Electricity and water employees should be classified as ‘key workers’, Unite says
Energy and utility staff should be considered ‘key workers’ by the government one of Britain’s largest unions has said.
Unite, which represents over 1.2 million people, said people working for electricity and water firms should be protected in the same way that medical staff and police are in order to ensure uninterrupted supplies.
The key worker designation would allow them to have access to schools even though the majority remain shut for an indefinite period.
Unite national officer for energy and utilities Peter McIntosh said: “Our members are 100 per cent committed to do whatever it takes to maintain energy and water supplies to UK consumers and businesses at this time of national emergency.
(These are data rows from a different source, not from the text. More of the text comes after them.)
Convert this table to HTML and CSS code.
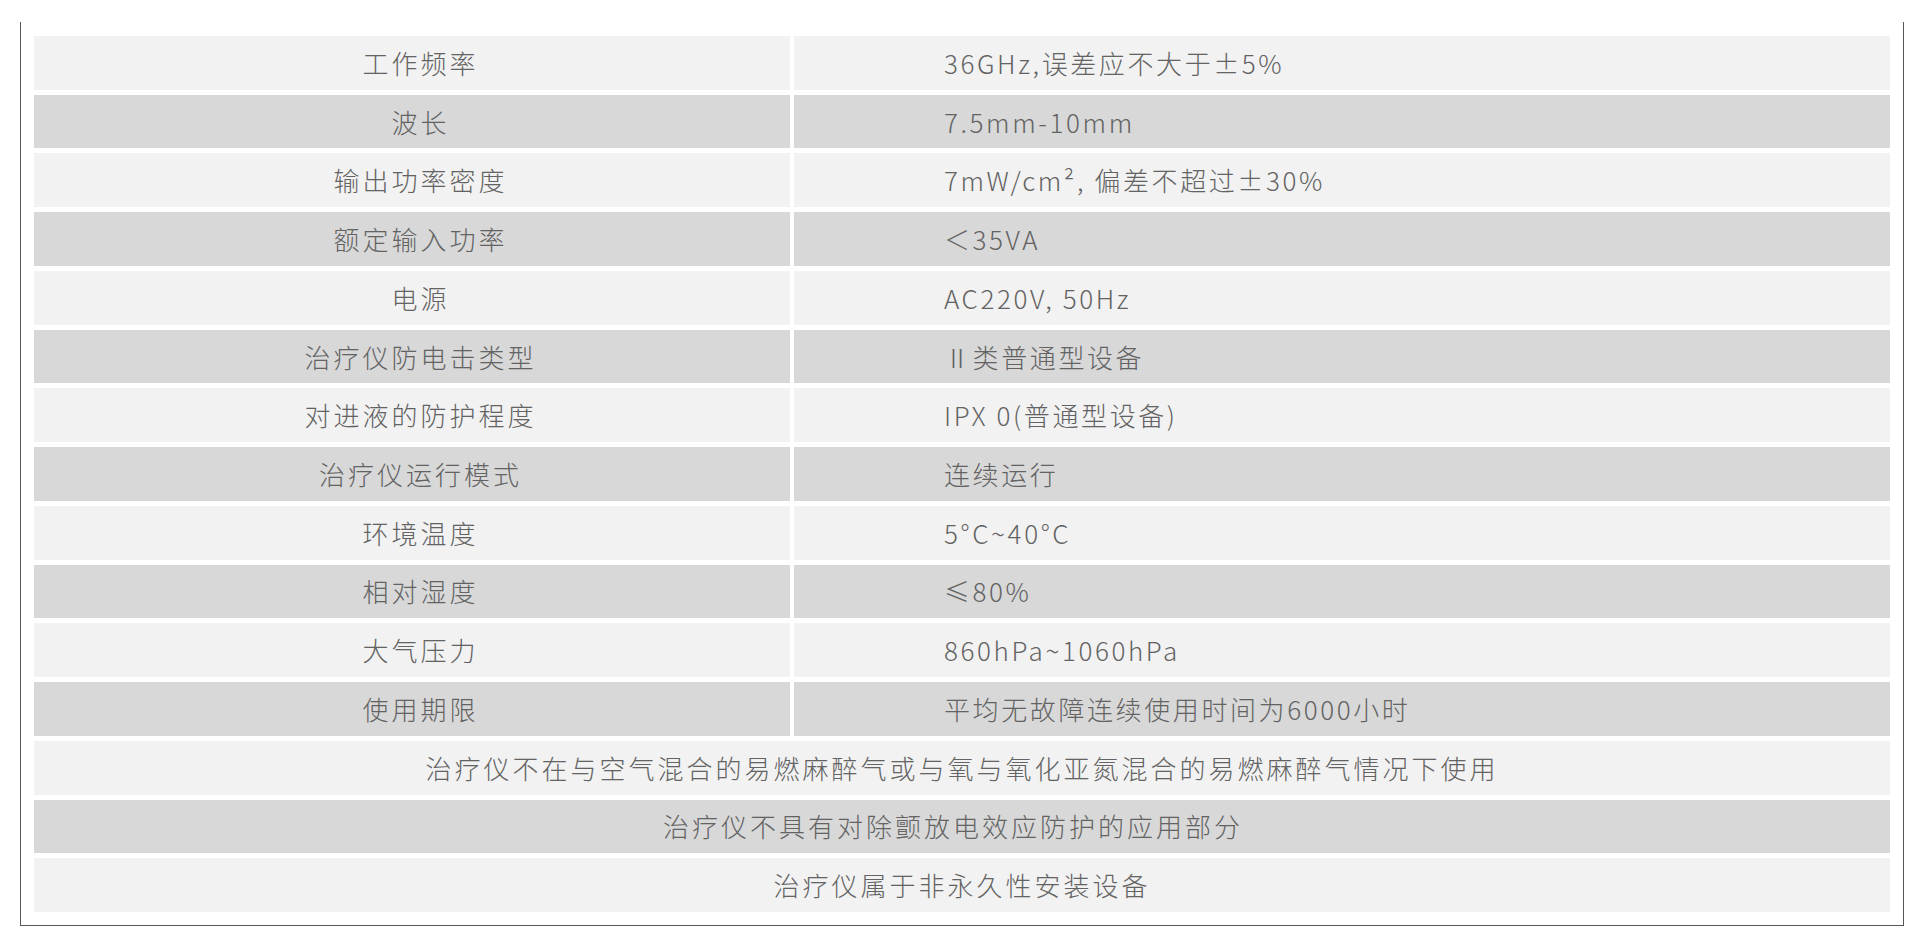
FILE: index.html
```html
<!DOCTYPE html>
<html lang="zh-CN">
<head>
<meta charset="utf-8">
<title>技术参数</title>
<link rel="stylesheet" href="styles.css">
</head>
<body>
<div class="frame">
  <div class="sheet">
    <div class="cell key light">工作频率</div><div class="cell val light">36GHz,误差应不大于±5%</div>
    <div class="cell key dark">波长</div><div class="cell val dark">7.5mm-10mm</div>
    <div class="cell key light">输出功率密度</div><div class="cell val light">7mW/cm², 偏差不超过±30%</div>
    <div class="cell key dark">额定输入功率</div><div class="cell val dark">＜35VA</div>
    <div class="cell key light">电源</div><div class="cell val light">AC220V, 50Hz</div>
    <div class="cell key dark">治疗仪防电击类型</div><div class="cell val dark">Ⅱ类普通型设备</div>
    <div class="cell key light">对进液的防护程度</div><div class="cell val light">IPX 0(普通型设备)</div>
    <div class="cell key dark">治疗仪运行模式</div><div class="cell val dark">连续运行</div>
    <div class="cell key light">环境温度</div><div class="cell val light">5°C~40°C</div>
    <div class="cell key dark">相对湿度</div><div class="cell val dark">≤80%</div>
    <div class="cell key light">大气压力</div><div class="cell val light">860hPa~1060hPa</div>
    <div class="cell key dark">使用期限</div><div class="cell val dark">平均无故障连续使用时间为6000小时</div>
    <div class="cell full light">治疗仪不在与空气混合的易燃麻醉气或与氧与氧化亚氮混合的易燃麻醉气情况下使用</div>
    <div class="cell full dark shifted">治疗仪不具有对除颤放电效应防护的应用部分</div>
    <div class="cell full light">治疗仪属于非永久性安装设备</div>
  </div>
</div>
</body>
</html>
```

FILE: styles.css
```css
html, body {
  margin: 0;
  padding: 0;
  background: #ffffff;
}

body {
  font-family: "Noto Sans CJK SC", "Noto Sans", sans-serif;
  font-weight: 300;
  color: #636363;
}

.frame {
  box-sizing: border-box;
  width: 1884px;
  margin: 22px 0 0 20px;
  padding: 14px 13px 13px 13px;
  border-left: 1px solid #555555;
  border-right: 1px solid #555555;
  border-bottom: 1px solid #555555;
}

.sheet {
  display: grid;
  grid-template-columns: 756px 1fr;
  grid-template-rows: repeat(15, 1fr);
  column-gap: 4px;
  row-gap: 5px;
  height: 876px;
}

.cell {
  display: flex;
  align-items: center;
  font-size: 26px;
  letter-spacing: 3px;
  line-height: 1;
  white-space: nowrap;
}

.light {
  background: #f2f2f2;
}

.dark {
  background: #d8d8d8;
}

.key {
  justify-content: center;
  padding-left: 17px;
}

.val {
  padding-left: 150px;
  letter-spacing: 2.6px;
}

.full {
  grid-column: 1 / -1;
  justify-content: center;
}

.shifted {
  padding-right: 18px;
}
```
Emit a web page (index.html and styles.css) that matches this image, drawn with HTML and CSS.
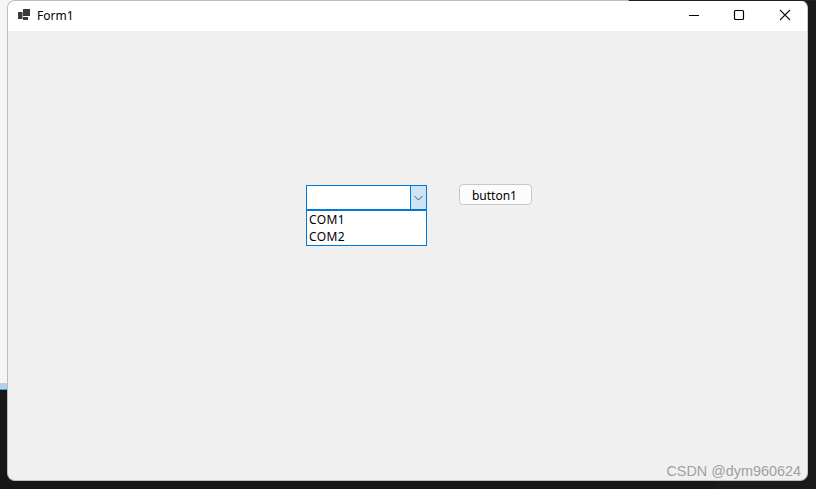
FILE: index.html
```html
<!DOCTYPE html>
<html lang="en">
<head>
<meta charset="utf-8">
<title>Form1</title>
<link rel="stylesheet" href="styles.css">
</head>
<body>
<div class="window">
  <header class="titlebar">
    <svg class="app-icon" width="13" height="11" viewBox="0 0 13 11"><path fill="#3c3c3c" d="M0 3h4.500v7H0zM5 8h5v3H5zM5 0h7v7H5z"/></svg>
    <span class="title">Form1</span>
    <div class="controls">
      <svg class="ctl" width="46" height="30" viewBox="0 0 46 30"><path d="M20 14.500h10" stroke="#000" stroke-width="1.200" fill="none"/></svg>
      <svg class="ctl" width="46" height="30" viewBox="0 0 46 30"><rect x="19.500" y="9.500" width="9" height="9" rx="1" stroke="#000" stroke-width="1.200" fill="none"/></svg>
      <svg class="ctl" width="46" height="30" viewBox="0 0 46 30"><path d="M19 9l10 10M29 9L19 19" stroke="#111" stroke-width="1.100" fill="none"/></svg>
    </div>
  </header>
  <main class="client">
    <div class="form-row">
      <div class="combo">
        <div class="combo-box">
          <div class="combo-input"></div>
          <div class="combo-arrow"><svg width="9" height="6" viewBox="0 0 9 6"><path d="M.5 1l4 4 4-4" stroke="#555" fill="none"/></svg></div>
        </div>
        <ul class="combo-list">
          <li>COM1</li>
          <li>COM2</li>
        </ul>
      </div>
      <button class="btn">button1</button>
    </div>
    <div class="watermark">CSDN @dym960624</div>
  </main>
</div>
<div class="topline"></div>
</body>
</html>
```
FILE: styles.css
```css
html, body { margin: 0; height: 100%; }
body {
  width: 816px;
  height: 489px;
  overflow: hidden;
  position: relative;
  background:
    linear-gradient(#1a1a1a, #1a1a1a) right top / 100px 100% no-repeat,
    linear-gradient(to bottom, #f6f6f6 0, #f6f6f6 383px, #b5d0ee 383px, #b5d0ee 389px, #1fb4c8 389px, #1fb4c8 390px, #161616 390px);
  font-family: "Noto Sans", "Liberation Sans", sans-serif;
}
.topline {
  position: absolute;
  left: 628px; right: 0; top: 0;
  height: 1px;
  background: #222;
  border-left: 1px solid #1fb4c8;
}
.window {
  position: absolute;
  left: 7px; top: 0;
  width: 801px; height: 481px;
  box-sizing: border-box;
  border: 1px solid #bdbdbd;
  border-right-color: #c8c8c8;
  border-radius: 8px;
  background: #f0f0f0;
  overflow: hidden;
  display: flex;
  flex-direction: column;
}
.titlebar {
  height: 30px;
  flex: none;
  background: #fff;
  display: flex;
  align-items: center;
  padding-left: 10px;
}
.app-icon { margin: 0 6px 3px 0; }
.title { font-size: 12px; color: #000; margin-bottom: 1px; }
.controls { margin-left: auto; display: flex; }
.ctl { display: block; }
.client { flex: 1; position: relative; padding: 154px 0 0 298px; }
.form-row { display: flex; align-items: flex-start; gap: 32px; }
.combo { width: 121px; }
.combo-box {
  display: flex;
  height: 26px;
  box-sizing: border-box;
  border: 1px solid #0078d7;
  border-bottom-width: 2px;
  background: #fff;
}
.combo-input { flex: 1; }
.combo-arrow {
  width: 15px;
  border-left: 1px solid #0078d7;
  background: #cce4f7;
  display: flex;
  align-items: center;
  justify-content: center;
}
.combo-list {
  list-style: none;
  margin: 0;
  padding: 0 0 0 2px;
  height: 34px;
  border: 1px solid #0078d7;
  border-top: 0;
  background: #fff;
  font-size: 12px;
  line-height: 17px;
  letter-spacing: 0.4px;
  color: #000;
}
.btn {
  width: 73px;
  height: 21px;
  margin-top: -1px;
  box-sizing: border-box;
  border: 1px solid #c8c8c8;
  border-radius: 4px;
  background: #fcfcfc;
  font: 12px "Noto Sans", "Liberation Sans", sans-serif;
  color: #000;
  padding: 1px 2px 0 0;
}
.watermark {
  position: absolute;
  right: 6px;
  bottom: -1px;
  font: 14.4px/20px "Liberation Sans", sans-serif;
  color: #a0a0a0;
}
```
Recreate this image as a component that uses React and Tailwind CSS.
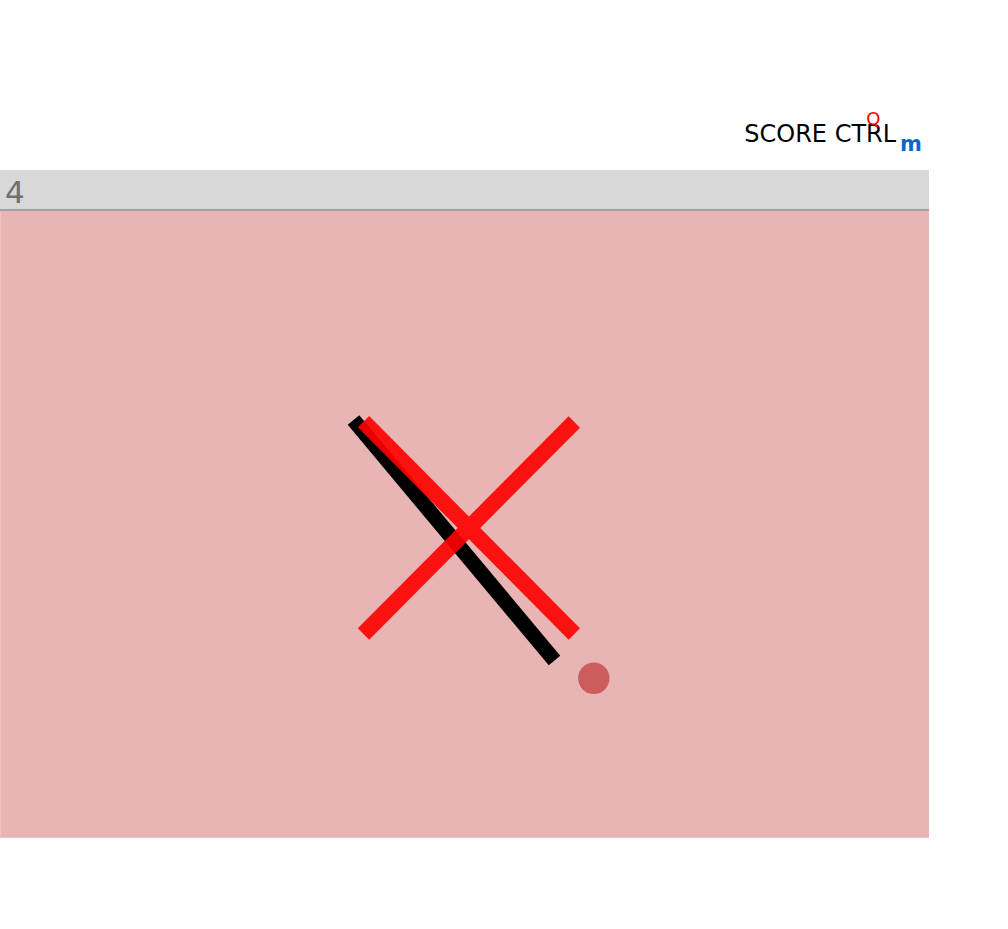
import React from "react";

export default function App() {
  return (
    <div className="w-[929px] bg-white" style={{ fontFamily: "'DejaVu Sans', Verdana, sans-serif" }}>
      <div className="h-[170px] flex justify-end items-start pt-[120px] pr-[7px]">
        <span className="relative text-[24px] leading-[28px] text-black">
          SCORE CTRL
          <span className="absolute left-[122px] -top-[10px] text-[18px] leading-[18px] text-[#ff0000]">Q</span>
        </span>
        <span className="ml-[4px] text-[21px] leading-[28px] font-bold text-[#0a66cc] self-start pt-[10px]">m</span>
      </div>

      <div className="h-[41px] bg-[#d8d8d8] border-b-2 border-[#a0a0a0] pl-[5px] pt-[6px] text-[31px] leading-[32px] text-[#707070]">
        4
      </div>

      <div className="h-[627px] bg-[#e8b4b4] border-l border-b border-[#ecc3c3]">
        <svg width="928" height="626" viewBox="0 0 928 626" className="block">
          <line x1="352.5" y1="209" x2="553.5" y2="449.5" stroke="#000" strokeWidth="15" />
          <g opacity="0.9">
            <line x1="362.5" y1="210.7" x2="573.3" y2="423" stroke="#ff0000" strokeWidth="16" />
            <line x1="573.3" y1="211" x2="362.5" y2="423" stroke="#ff0000" strokeWidth="16" />
          </g>
          <circle cx="592.8" cy="467.3" r="15.7" fill="#cd5c5c" />
        </svg>
      </div>
    </div>
  );
}
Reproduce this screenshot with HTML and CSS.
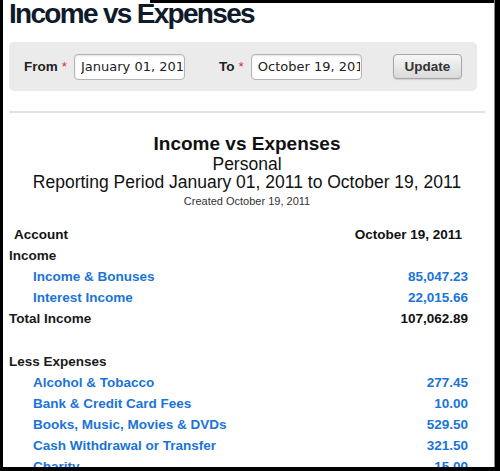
FILE: index.html
```html
<!DOCTYPE html>
<html>
<head>
<meta charset="utf-8">
<title>Income vs Expenses</title>
<link rel="stylesheet" href="styles.css">
</head>
<body>
<div class="frame">
  <h1 class="page-title">Income vs Expenses</h1>
  <form class="filter">
    <label class="lbl">From<span class="req">*</span></label>
    <input class="date" type="text" value="January 01, 2011">
    <label class="lbl lbl-to">To<span class="req">*</span></label>
    <input class="date" type="text" value="October 19, 2011">
    <button class="btn" type="button">Update</button>
  </form>
  <section class="report">
    <div class="report-head">
      <h2 class="report-title">Income vs Expenses</h2>
      <div class="sub">Personal</div>
      <div class="sub">Reporting Period January 01, 2011 to October 19, 2011</div>
      <div class="created">Created October 19, 2011</div>
    </div>
    <table class="tbl">
      <thead>
        <tr><th class="h-acc">Account</th><th class="h-date">October 19, 2011</th></tr>
      </thead>
      <tbody>
        <tr><td class="sec">Income</td><td></td></tr>
        <tr><td class="item"><a href="#">Income &amp; Bonuses</a></td><td class="amt"><a href="#">85,047.23</a></td></tr>
        <tr><td class="item"><a href="#">Interest Income</a></td><td class="amt"><a href="#">22,015.66</a></td></tr>
        <tr><td class="sec">Total Income</td><td class="amt total">107,062.89</td></tr>
        <tr><td class="sec">&nbsp;</td><td></td></tr>
        <tr><td class="sec">Less Expenses</td><td></td></tr>
        <tr><td class="item"><a href="#">Alcohol &amp; Tobacco</a></td><td class="amt"><a href="#">277.45</a></td></tr>
        <tr><td class="item"><a href="#">Bank &amp; Credit Card Fees</a></td><td class="amt"><a href="#">10.00</a></td></tr>
        <tr><td class="item"><a href="#">Books, Music, Movies &amp; DVDs</a></td><td class="amt"><a href="#">529.50</a></td></tr>
        <tr><td class="item"><a href="#">Cash Withdrawal or Transfer</a></td><td class="amt"><a href="#">321.50</a></td></tr>
        <tr><td class="item"><a href="#">Charity</a></td><td class="amt"><a href="#">15.00</a></td></tr>
      </tbody>
    </table>
  </section>
</div>
</body>
</html>
```

FILE: styles.css
```css
html, body {
  margin: 0;
  padding: 0;
  background: #000;
}

body {
  font-family: "Liberation Sans", Arial, sans-serif;
  color: #111;
}

.frame {
  position: relative;
  box-sizing: border-box;
  margin-left: 3px;
  width: 492px;
  height: 467px;
  padding-left: 6px;
  background: #fff;
  border-right: 1px solid #8a8a8a;
  overflow: hidden;
}

.frame::before {
  content: "";
  position: absolute;
  top: 0;
  left: 147px;
  right: 0;
  height: 3px;
  background: #000;
}

.page-title {
  margin: 0;
  font-size: 28px;
  line-height: 28px;
  font-weight: bold;
  letter-spacing: -1.7px;
  color: #0f1b2b;
}

.filter {
  box-sizing: border-box;
  margin: 14px 0 0 0;
  width: 468px;
  height: 49px;
  padding-left: 15px;
  background: #ebebeb;
  border-radius: 5px;
  display: flex;
  align-items: center;
}

.lbl {
  font-size: 13.5px;
  font-weight: bold;
  color: #222;
}

.lbl-to {
  margin-left: 34px;
}

.req {
  margin-left: 4px;
  color: #d2331f;
  font-weight: normal;
}

.date {
  box-sizing: border-box;
  margin-left: 7px;
  width: 111px;
  height: 26px;
  padding: 0 1px 0 6px;
  border: 1px solid #b4b4b4;
  border-radius: 4px;
  background: #fff;
  box-shadow: inset 0 1px 2px rgba(0, 0, 0, 0.12);
  font-family: "DejaVu Sans", sans-serif;
  font-size: 13px;
  color: #222;
  outline: none;
}

.btn {
  box-sizing: border-box;
  margin-left: 31px;
  width: 69px;
  height: 25px;
  padding: 0;
  border: 1px solid #a6a6a6;
  border-radius: 4px;
  background: linear-gradient(#f7f7f7, #d9d9d9);
  box-shadow: 0 1px 1px rgba(0, 0, 0, 0.12);
  font-family: "Liberation Sans", Arial, sans-serif;
  font-size: 13.5px;
  font-weight: bold;
  color: #333;
}

.report {
  margin-top: 20px;
  width: 476px;
  border-top: 2px solid #e2e2e2;
  padding-top: 20px;
}

.report-head {
  text-align: center;
  color: #111;
}

.report-title {
  margin: 0;
  font-size: 19px;
  line-height: 22px;
  font-weight: bold;
}

.sub {
  font-size: 17.5px;
  line-height: 18px;
}

.created {
  margin-top: 3px;
  font-size: 11px;
  line-height: 15px;
  color: #333;
}

.tbl {
  margin-top: 15px;
  width: 459px;
  border-collapse: collapse;
  font-size: 13.5px;
  font-weight: bold;
}

.tbl th,
.tbl td {
  padding: 0;
  height: 21.1px;
  line-height: 21.1px;
  white-space: nowrap;
}

.h-acc {
  text-align: left;
  padding-left: 5px !important;
}

.h-date {
  text-align: right;
  padding-right: 6px !important;
}

.sec {
  text-align: left;
  color: #1a1a1a;
}

.item {
  padding-left: 24px !important;
}

.amt {
  text-align: right;
}

.tbl a {
  color: #1a74d6;
  text-decoration: none;
}

.total {
  color: #111;
}
```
This is especially true of vital public services, such as the NHS.
“But we believe that workers in the energy and utility sectors deserve reassurance that, while they are working 24/7 to keep energy and water supplies running smoothly, their children are being well-looked-after in a school setting, so they don’t have that extra worry.
“We don’t believe that’s an unreasonable request – and we will be pressing the business secretary Alok Sharma to guarantee this as soon as possible.
“In the meantime, Unite is proactively in contact with energy producers and suppliers, as well as with the water industry, to ensure that the lights remain on and the water continues to flow.
“It goes without saying that all essential services, including the NHS, rely on energy and utilities to function – we are firmly committed to seeing that continues to happen in the weeks ahead.”
The UK currently has 2,626 confirmed cases of Covid-19, although the true figure is expected to much higher than that. 103 people have died from the virus in the UK so far.
Yesterday the National Cyber Security Centre (NCSC) urged employers to ramp up their cyber-security protections as people increasingly work from home due to the virus.